Society's various shapes today and tomorrow are built on the smallest currents of Reality breathing.

Where do you place your weight?

Tuesday, November 15, 2005

real steps and waiting

Since Fitzmas we have seen the blogosphere enter a new phase of realating to the cultural drama. We know now that the occurrance of real events has its own momentum and its own reality.

The commentators aren't out of the game of course, but they are newly aware of their own secondariness.

There will be new days of excitement and pupose, and there will be more events that our rogue's gallery of pseudonymous heroes will be important to. For now, however, there is a sense of quietude on the steppes: We have skirmished and come out well, but was it us who did the damage? The post-modern partisan can rarely answer the question, and if anyhting this case typifies the general uncertainty.

Sunday, November 13, 2005

da Vinci's Revenge

So ah, basically, the Catholics are defending evolution from the the fundamentalists...

Get real here, people. The Catholics wish it was 1300 A.D. really bad. If they're telling you to get with it, you've got problems.

Mathew Gross has a post up about Jimmy Carter's values book & speech. I was moved to comment and in doing so figured I had more to say about the subject than would rightly fit in a comments section.

What I wrote there was that the values of this country have shifted over a long time. To wit, over the 20th century:

-Industrialists established monopolies.

-WWII boosted fortunes mostly of least scrupulous within social institutions.

-Advertising strategies and mass media plus 1990's "conservative" putsch= PR/media groupthink that formally enshrines dominance as virtue.

Beyond this I would like to add that this seems like a typical shift of values within an empire. Of course as force becomes more and more the mode of shaping external relations of a culture the more it will be found as a value within that culture as well.

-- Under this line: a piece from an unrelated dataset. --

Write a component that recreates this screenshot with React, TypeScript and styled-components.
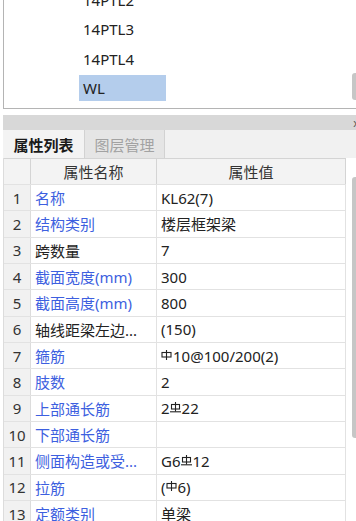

What we have today is a culture where winning is seen to be a value unto itself. By my lights this really does stretch back to the early 20th c. industrialists. There were social upheavals relating to what was a relatively explicit shift in values at the time, culminating with the turbulent 1930's. WWII did not so much cure the ills of the depression, however, as it reestablished the social order based on force and dominance that had been emerging prior to the depression.

Now, after Monica and Florida 2000, there is little other than winning available to appeal to. And frankly, other than a few isolated incidences of outcry (e.g. "greatest gen" highbrow types on TV after Abu Ghraib) there has been no clear enunciation of these values. And that doesn't count for much.

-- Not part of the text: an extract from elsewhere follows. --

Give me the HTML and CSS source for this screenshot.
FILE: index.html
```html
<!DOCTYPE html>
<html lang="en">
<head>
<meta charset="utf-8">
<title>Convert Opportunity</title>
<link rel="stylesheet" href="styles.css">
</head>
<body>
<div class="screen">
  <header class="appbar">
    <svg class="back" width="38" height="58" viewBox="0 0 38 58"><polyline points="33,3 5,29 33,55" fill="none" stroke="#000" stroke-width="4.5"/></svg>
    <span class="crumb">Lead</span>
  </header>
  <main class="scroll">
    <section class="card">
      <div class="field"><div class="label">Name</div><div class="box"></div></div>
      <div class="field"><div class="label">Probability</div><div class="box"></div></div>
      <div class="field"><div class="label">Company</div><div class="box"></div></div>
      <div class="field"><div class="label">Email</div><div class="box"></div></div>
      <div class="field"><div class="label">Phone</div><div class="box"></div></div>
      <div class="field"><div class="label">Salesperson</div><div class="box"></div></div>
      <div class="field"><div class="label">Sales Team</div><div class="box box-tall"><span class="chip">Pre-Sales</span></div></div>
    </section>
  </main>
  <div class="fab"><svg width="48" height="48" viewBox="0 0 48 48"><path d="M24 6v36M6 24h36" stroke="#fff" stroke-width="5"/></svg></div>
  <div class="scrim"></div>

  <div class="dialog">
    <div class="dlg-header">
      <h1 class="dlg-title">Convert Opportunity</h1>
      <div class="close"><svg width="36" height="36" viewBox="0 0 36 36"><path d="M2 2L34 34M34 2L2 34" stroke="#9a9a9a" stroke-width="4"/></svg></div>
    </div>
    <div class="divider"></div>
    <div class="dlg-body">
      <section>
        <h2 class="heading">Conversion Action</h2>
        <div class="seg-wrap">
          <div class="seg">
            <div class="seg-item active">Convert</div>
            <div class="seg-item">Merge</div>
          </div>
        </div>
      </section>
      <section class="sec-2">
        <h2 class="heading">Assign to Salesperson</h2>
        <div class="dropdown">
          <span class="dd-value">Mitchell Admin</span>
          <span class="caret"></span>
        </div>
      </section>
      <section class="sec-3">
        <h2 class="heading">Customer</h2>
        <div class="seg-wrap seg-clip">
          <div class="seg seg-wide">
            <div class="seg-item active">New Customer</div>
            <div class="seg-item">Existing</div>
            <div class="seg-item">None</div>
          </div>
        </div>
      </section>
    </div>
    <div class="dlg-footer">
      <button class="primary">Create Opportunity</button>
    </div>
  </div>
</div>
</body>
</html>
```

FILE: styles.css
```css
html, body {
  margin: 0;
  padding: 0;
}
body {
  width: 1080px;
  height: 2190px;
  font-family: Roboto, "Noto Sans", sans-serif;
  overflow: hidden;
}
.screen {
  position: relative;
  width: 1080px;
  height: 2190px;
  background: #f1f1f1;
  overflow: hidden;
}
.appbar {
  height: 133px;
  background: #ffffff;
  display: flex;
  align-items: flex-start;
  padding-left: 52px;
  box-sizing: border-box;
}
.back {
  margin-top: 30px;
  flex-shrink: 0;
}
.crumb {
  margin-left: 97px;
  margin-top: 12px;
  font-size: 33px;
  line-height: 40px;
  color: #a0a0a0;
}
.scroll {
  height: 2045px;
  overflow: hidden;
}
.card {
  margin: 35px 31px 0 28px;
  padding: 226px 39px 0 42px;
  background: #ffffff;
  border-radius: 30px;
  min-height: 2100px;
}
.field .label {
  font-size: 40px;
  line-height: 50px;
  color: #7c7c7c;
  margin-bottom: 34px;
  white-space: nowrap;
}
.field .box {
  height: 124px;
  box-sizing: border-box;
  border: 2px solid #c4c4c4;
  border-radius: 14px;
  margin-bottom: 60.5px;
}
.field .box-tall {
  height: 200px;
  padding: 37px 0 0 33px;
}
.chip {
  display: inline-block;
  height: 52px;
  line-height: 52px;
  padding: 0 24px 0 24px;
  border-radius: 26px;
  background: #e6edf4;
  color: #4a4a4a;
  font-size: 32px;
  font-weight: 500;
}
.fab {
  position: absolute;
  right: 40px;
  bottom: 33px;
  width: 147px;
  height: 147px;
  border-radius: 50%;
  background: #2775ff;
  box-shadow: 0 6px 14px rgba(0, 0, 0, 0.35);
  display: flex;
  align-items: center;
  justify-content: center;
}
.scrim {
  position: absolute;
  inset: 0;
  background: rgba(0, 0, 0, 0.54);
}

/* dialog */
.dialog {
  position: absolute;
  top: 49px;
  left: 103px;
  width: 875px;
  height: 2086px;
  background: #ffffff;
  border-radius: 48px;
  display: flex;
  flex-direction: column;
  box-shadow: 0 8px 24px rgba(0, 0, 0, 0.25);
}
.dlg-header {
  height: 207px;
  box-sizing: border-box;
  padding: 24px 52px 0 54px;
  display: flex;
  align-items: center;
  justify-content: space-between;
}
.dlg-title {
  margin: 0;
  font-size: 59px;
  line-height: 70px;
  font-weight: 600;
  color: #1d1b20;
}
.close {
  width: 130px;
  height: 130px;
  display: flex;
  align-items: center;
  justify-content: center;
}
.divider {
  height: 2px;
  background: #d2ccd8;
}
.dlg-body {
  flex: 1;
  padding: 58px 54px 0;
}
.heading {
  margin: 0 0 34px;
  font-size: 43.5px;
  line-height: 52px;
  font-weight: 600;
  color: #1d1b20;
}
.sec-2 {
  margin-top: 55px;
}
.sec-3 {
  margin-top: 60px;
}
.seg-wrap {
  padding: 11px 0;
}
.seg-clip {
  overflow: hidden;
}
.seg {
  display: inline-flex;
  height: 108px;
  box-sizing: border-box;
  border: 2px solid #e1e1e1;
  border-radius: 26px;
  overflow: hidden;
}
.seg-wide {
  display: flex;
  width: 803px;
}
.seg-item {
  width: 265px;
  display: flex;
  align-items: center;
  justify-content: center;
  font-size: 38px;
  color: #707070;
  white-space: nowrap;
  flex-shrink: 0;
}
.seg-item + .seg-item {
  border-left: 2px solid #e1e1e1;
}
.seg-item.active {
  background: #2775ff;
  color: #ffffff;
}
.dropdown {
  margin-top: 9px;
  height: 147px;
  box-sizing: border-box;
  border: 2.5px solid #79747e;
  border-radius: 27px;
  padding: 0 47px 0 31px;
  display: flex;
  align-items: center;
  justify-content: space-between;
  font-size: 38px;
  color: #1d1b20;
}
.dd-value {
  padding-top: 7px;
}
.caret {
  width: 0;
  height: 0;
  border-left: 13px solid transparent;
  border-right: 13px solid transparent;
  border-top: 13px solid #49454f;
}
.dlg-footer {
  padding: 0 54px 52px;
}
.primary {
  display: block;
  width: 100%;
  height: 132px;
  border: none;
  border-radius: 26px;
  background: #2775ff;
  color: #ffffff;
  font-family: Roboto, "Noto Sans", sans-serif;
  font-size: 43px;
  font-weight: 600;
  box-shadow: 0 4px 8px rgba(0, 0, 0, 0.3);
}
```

In fact, there has been very little in the way of any clear enunciation of classical liberal values within popular culture for a very long time. And check it, it has to be within popular culture, because as long as we still vote for our leaders, that's where the values approved by our elections are going to be first established.

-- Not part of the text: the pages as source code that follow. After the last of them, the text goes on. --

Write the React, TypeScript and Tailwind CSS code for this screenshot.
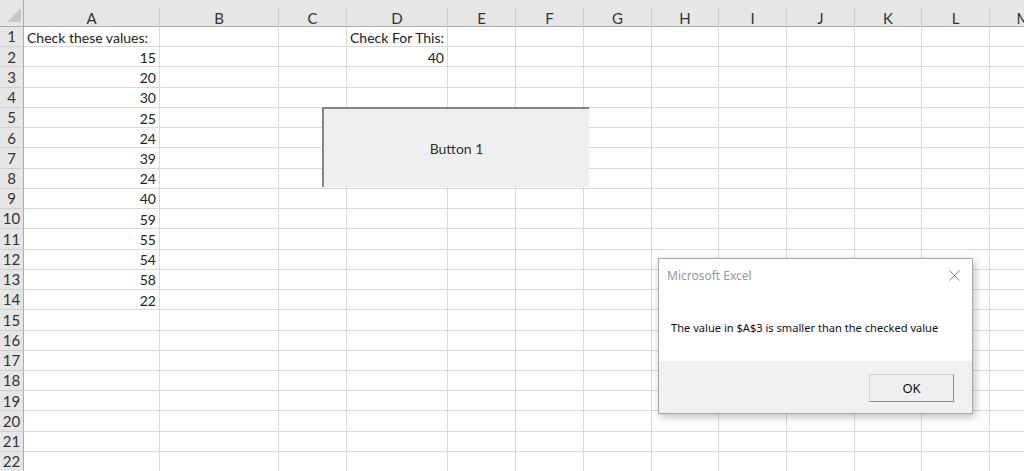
import React from "react";

const cols = ["A", "B", "C", "D", "E", "F", "G", "H", "I", "J", "K", "L", "M"];

const values: Record<number, number> = {
  2: 15, 3: 20, 4: 30, 5: 25, 6: 24, 7: 39, 8: 24, 9: 40, 10: 59, 11: 55, 12: 54, 13: 58, 14: 22,
};

function cellContent(row: number, col: string) {
  if (col === "A" && row === 1) return <span className="pl-[3px] whitespace-nowrap">Check these values:</span>;
  if (col === "A" && values[row] !== undefined)
    return <span className="ml-auto pr-[3px]">{values[row]}</span>;
  if (col === "D" && row === 1) return <span className="pl-[3px] whitespace-nowrap">Check For This:</span>;
  if (col === "D" && row === 2) return <span className="ml-auto pr-[3px]">40</span>;
  return null;
}

export default function App() {
  const rows = Array.from({ length: 22 }, (_, i) => i + 1);

  return (
    <div className="relative h-[471px] w-[1024px] overflow-hidden bg-white font-['Lato',sans-serif] text-[15px] text-[#222]">
      <div className="grid w-[1058px] grid-cols-[24px_136px_119px_68px_101px_68px_68px_68px_67px_68px_68px_67px_68px_68px] grid-rows-[27px_repeat(22,20.24px)]">
        {/* corner */}
        <div className="flex items-end justify-end border-b border-r border-[#ababab] bg-[#e6e6e6] pb-[4px] pr-[2px]">
          <svg width="14" height="14" viewBox="0 0 14 14">
            <polygon points="14,0 14,14 0,14" fill="#c6c6c6" />
          </svg>
        </div>
        {cols.map((c) => (
          <div key={c} className="flex flex-col border-b border-[#ababab] bg-[#e6e6e6] pt-[7px]">
            <div className="flex flex-1 items-center justify-center border-r border-[#cdcdcd] text-[#333]">
              {c}
            </div>
          </div>
        ))}

        {rows.map((r) => (
          <React.Fragment key={r}>
            <div className="flex items-center justify-center border-b border-r border-[#ababab] border-b-[#cfcfcf] bg-[#e6e6e6] text-[#333]">
              {r}
            </div>
            {cols.map((c) => (
              <div key={c} className="flex items-center overflow-visible border-b border-r border-[#dadada] pt-[2px] text-[14px] leading-none">
                {cellContent(r, c)}
              </div>
            ))}
          </React.Fragment>
        ))}
      </div>

      {/* form button */}
      <div className="absolute left-[322px] top-[107px] flex h-[80px] w-[267px] items-center justify-center border-l-2 border-t-2 border-[#858585] bg-[#efefef] pt-[1px] text-[14px] text-[#333]">
        Button 1
      </div>

      {/* message box */}
      <div className="absolute left-[658px] top-[258px] flex h-[156px] w-[315px] flex-col border border-[#a8a8a8] bg-white font-['Noto_Sans',sans-serif] text-[11.1px] shadow-[2px_3px_8px_rgba(0,0,0,0.25)]">
        <div className="flex h-[33px] items-center justify-between pl-[8px] pr-[12px]">
          <span className="text-[12px] text-[#999]">Microsoft Excel</span>
          <svg width="11" height="11" viewBox="0 0 11 11" stroke="#888" strokeWidth="1">
            <line x1="0.5" y1="0.5" x2="10.5" y2="10.5" />
            <line x1="10.5" y1="0.5" x2="0.5" y2="10.5" />
          </svg>
        </div>
        <div className="flex flex-1 items-center pl-[12px] pt-[4px] text-[#111]">
          The value in $A$3 is smaller than the checked value
        </div>
        <div className="flex h-[52px] justify-end bg-[#f0f0f0] pr-[18px] pt-[13px]">
          <div className="flex h-[28px] w-[85px] items-center justify-center border border-[#cfcfcf] border-b-[#8c8c8c] border-r-[#8c8c8c] bg-[#efefef] pt-[2px] text-[13px] text-[#111]">
            OK
          </div>
        </div>
      </div>
    </div>
  );
}
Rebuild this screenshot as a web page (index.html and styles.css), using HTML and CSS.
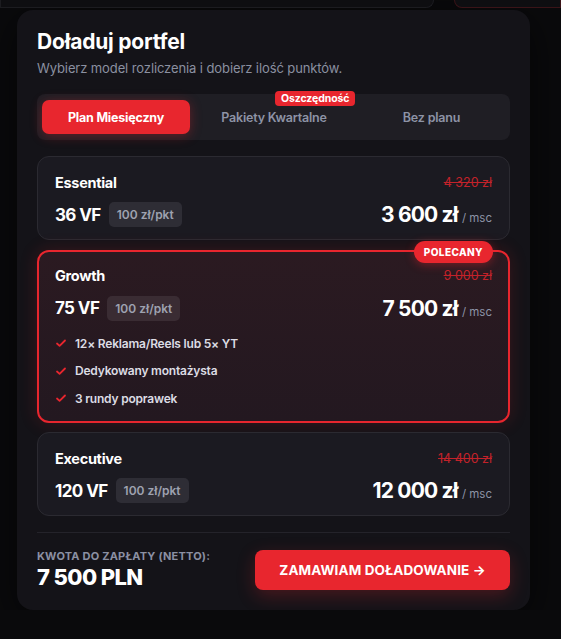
FILE: index.html
```html
<!DOCTYPE html>
<html lang="pl">
<head>
    <meta charset="UTF-8">
    <meta name="viewport" content="width=device-width, initial-scale=1.0">
    <title>Doładuj portfel</title>
    <link rel="stylesheet" href="styles.css">
</head>
<body>
    <div class="backdrop">
        <div class="bg-box"></div>
        <div class="bg-box bg-box-red"></div>
    </div>
    <div class="modal">
        <h1>Doładuj portfel</h1>
        <p class="subtitle">Wybierz model rozliczenia i dobierz ilość punktów.</p>

        <div class="tabs">
            <button class="tab active">Plan Miesięczny</button>
            <button class="tab">Pakiety Kwartalne<span class="tab-badge">Oszczędność</span></button>
            <button class="tab">Bez planu</button>
        </div>

        <div class="plans">
            <div class="plan">
                <div class="plan-row">
                    <span class="plan-name">Essential</span>
                    <span class="old-price">4 320 zł</span>
                </div>
                <div class="plan-row">
                    <div class="points">36 VF <span class="pill">100 zł/pkt</span></div>
                    <div class="price">3 600 zł <span class="per">/ msc</span></div>
                </div>
            </div>

            <div class="plan featured">
                <span class="featured-badge">POLECANY</span>
                <div class="plan-row">
                    <span class="plan-name">Growth</span>
                    <span class="old-price">9 000 zł</span>
                </div>
                <div class="plan-row">
                    <div class="points">75 VF <span class="pill">100 zł/pkt</span></div>
                    <div class="price">7 500 zł <span class="per">/ msc</span></div>
                </div>
                <ul class="features">
                    <li><svg viewBox="0 0 12 12"><path d="M2 6.5l2.6 2.4L10 3.5"/></svg>12× Reklama/Reels lub 5× YT</li>
                    <li><svg viewBox="0 0 12 12"><path d="M2 6.5l2.6 2.4L10 3.5"/></svg>Dedykowany montażysta</li>
                    <li><svg viewBox="0 0 12 12"><path d="M2 6.5l2.6 2.4L10 3.5"/></svg>3 rundy poprawek</li>
                </ul>
            </div>

            <div class="plan">
                <div class="plan-row">
                    <span class="plan-name">Executive</span>
                    <span class="old-price">14 400 zł</span>
                </div>
                <div class="plan-row">
                    <div class="points">120 VF <span class="pill">100 zł/pkt</span></div>
                    <div class="price">12 000 zł <span class="per">/ msc</span></div>
                </div>
            </div>
        </div>

        <div class="summary">
            <div>
                <div class="summary-label">KWOTA DO ZAPŁATY (NETTO):</div>
                <div class="summary-total">7 500 PLN</div>
            </div>
            <button class="order-btn">ZAMAWIAM DOŁADOWANIE →</button>
        </div>
    </div>
</body>
</html>
```

FILE: styles.css
```css
body {
    font-family: Inter, "Noto Sans", sans-serif;
    background-color: #0a0a0c;
    color: #fff;
    margin: 0;
    padding: 0;
}
.backdrop {
    display: flex;
    justify-content: space-between;
    height: 8px;
}
.bg-box {
    width: 432px;
    height: 7px;
    background-color: #0e0e11;
    border: 1px solid #1c1c20;
    border-top: none;
    border-radius: 0 0 10px 0;
}
.bg-box-red {
    width: 105px;
    border-color: #3a1418;
    border-radius: 0 0 0 10px;
}
.modal {
    width: 473px;
    margin: 2px 0 0 17px;
    padding: 20px;
    background-color: #141318;
    border-radius: 16px;
    box-shadow: 0 10px 40px rgba(0, 0, 0, 0.6);
}
h1 {
    margin: 0;
    font-size: 21px;
    font-weight: 700;
    letter-spacing: -0.2px;
    line-height: 24px;
}
.subtitle {
    margin: 6px 0 0;
    font-size: 13px;
    color: #8b90a0;
    letter-spacing: -0.1px;
}
.tabs {
    display: flex;
    margin-top: 18px;
    padding: 6px 5px;
    background-color: #1f1e24;
    border-radius: 8px;
}
.tab {
    position: relative;
    flex: 1;
    height: 34px;
    border: none;
    background: none;
    font-family: inherit;
    font-size: 12.5px;
    font-weight: 600;
    color: #8d93a6;
    border-radius: 7px;
    letter-spacing: -0.2px;
}
.tab.active {
    flex: 0 0 148px;
    background-color: #e8262e;
    color: #fff;
    font-weight: 700;
    box-shadow: 0 2px 12px rgba(232, 38, 46, 0.35);
}
.tab:nth-child(2) {
    flex: 0 0 168px;
}
.tab-badge {
    position: absolute;
    top: -9px;
    left: 85px;
    padding: 2px 6px;
    background-color: #e8262e;
    color: #fff;
    font-size: 10.5px;
    font-weight: 700;
    border-radius: 4px;
    line-height: 11px;
    letter-spacing: -0.1px;
}
.plans {
    display: flex;
    flex-direction: column;
    gap: 9.5px;
    margin-top: 16px;
}
.plan {
    position: relative;
    padding: 16px 17px 12px;
    background-color: #1b1a21;
    border: 1px solid #2b2a31;
    border-radius: 12px;
}
.plan.featured {
    border: 2px solid #e8262e;
    padding: 15px 16px 14px;
    background: linear-gradient(180deg, #2b1a21 0%, #231820 100%);
    box-shadow: 0 0 18px rgba(232, 38, 46, 0.18);
}
.featured-badge {
    position: absolute;
    top: -11px;
    right: 15px;
    padding: 5px 10px;
    background-color: #e8262e;
    color: #fff;
    font-size: 10px;
    font-weight: 800;
    letter-spacing: 0.4px;
    border-radius: 11px;
    line-height: 12px;
    box-shadow: 0 2px 10px rgba(232, 38, 46, 0.4);
}
.plan-row {
    display: flex;
    justify-content: space-between;
    align-items: center;
    height: 18px;
}
.plan-row + .plan-row {
    margin-top: 11px;
    height: 25px;
}
.plan-name {
    font-size: 14.5px;
    font-weight: 700;
    letter-spacing: -0.3px;
}
.old-price {
    font-size: 12.5px;
    color: #c2222a;
    text-decoration: line-through;
    letter-spacing: 0;
}
.points {
    display: flex;
    align-items: center;
    gap: 8px;
    font-size: 17px;
    font-weight: 700;
    letter-spacing: -0.6px;
}
.pill {
    padding: 0 8px;
    background-color: #2e2d35;
    color: #9ea2b0;
    font-size: 12px;
    font-weight: 600;
    line-height: 25px;
    border-radius: 5px;
    letter-spacing: 0;
}
.featured .pill {
    background-color: #3a2c33;
}
.price {
    font-size: 21px;
    font-weight: 700;
    letter-spacing: -0.8px;
    line-height: 25px;
}
.per {
    font-size: 11.5px;
    font-weight: 400;
    color: #8d93a6;
    letter-spacing: 0;
    line-height: 1;
}
.features {
    list-style: none;
    margin: 14px 0 0;
    padding: 0;
    display: flex;
    flex-direction: column;
    gap: 10.5px;
}
.features li {
    display: flex;
    align-items: center;
    gap: 8px;
    font-size: 12px;
    font-weight: 600;
    color: #dcdce4;
    letter-spacing: -0.2px;
    line-height: 17px;
}
.features svg {
    width: 12px;
    height: 12px;
    fill: none;
    stroke: #e8262e;
    stroke-width: 1.8;
    stroke-linecap: round;
    stroke-linejoin: round;
}
.summary {
    display: flex;
    justify-content: space-between;
    align-items: center;
    margin-top: 16px;
    padding-top: 16px;
    border-top: 1px solid #24232a;
}
.summary-label {
    font-size: 11px;
    font-weight: 700;
    color: #8b90a3;
    letter-spacing: 0.2px;
}
.summary-total {
    margin-top: 1px;
    font-size: 22px;
    font-weight: 800;
    letter-spacing: -0.6px;
    line-height: 26px;
}
.order-btn {
    width: 255px;
    height: 40px;
    border: none;
    border-radius: 8px;
    background-color: #e8262e;
    color: #fff;
    font-family: inherit;
    font-size: 13.5px;
    font-weight: 700;
    letter-spacing: 0.1px;
    box-shadow: 0 6px 18px rgba(232, 38, 46, 0.25);
}
```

I think that these values were strongly reinforced within our educational system after the horrors of WWII drove many to question some long held assumptions about human nature, but since then there've been some problems: Free Love, 1970's revolutionaries and the earnest, disasterous attempt in the late 80's to codify cultural respect known as Political Correctness. And for each of these movements, the power elite became more alarmed and antagonistic towards classical libreral values.

This antagonism has been expressed in many ways, but mostly it has been within the sphere of politics and public rhetoric. As anyone who has read this report knows, there has been a great deal of energy put into dominating rhetoric, and in order to reinforce , but also to rationalize that dominance, dominance itself has had to be glorified.

Of course this is only part of a larger trend. Americans love football and basketball today, not baseball. But it is the ground we are standing on. If today's politicians want to approach this issue... well, I think it will be difficult, but first they will have to win some battles (Alito), no matter how they do it because if they don't, they will have no social standing with which to present the worth of their ideas.

Note: This post has been edited and lengthened for clarity.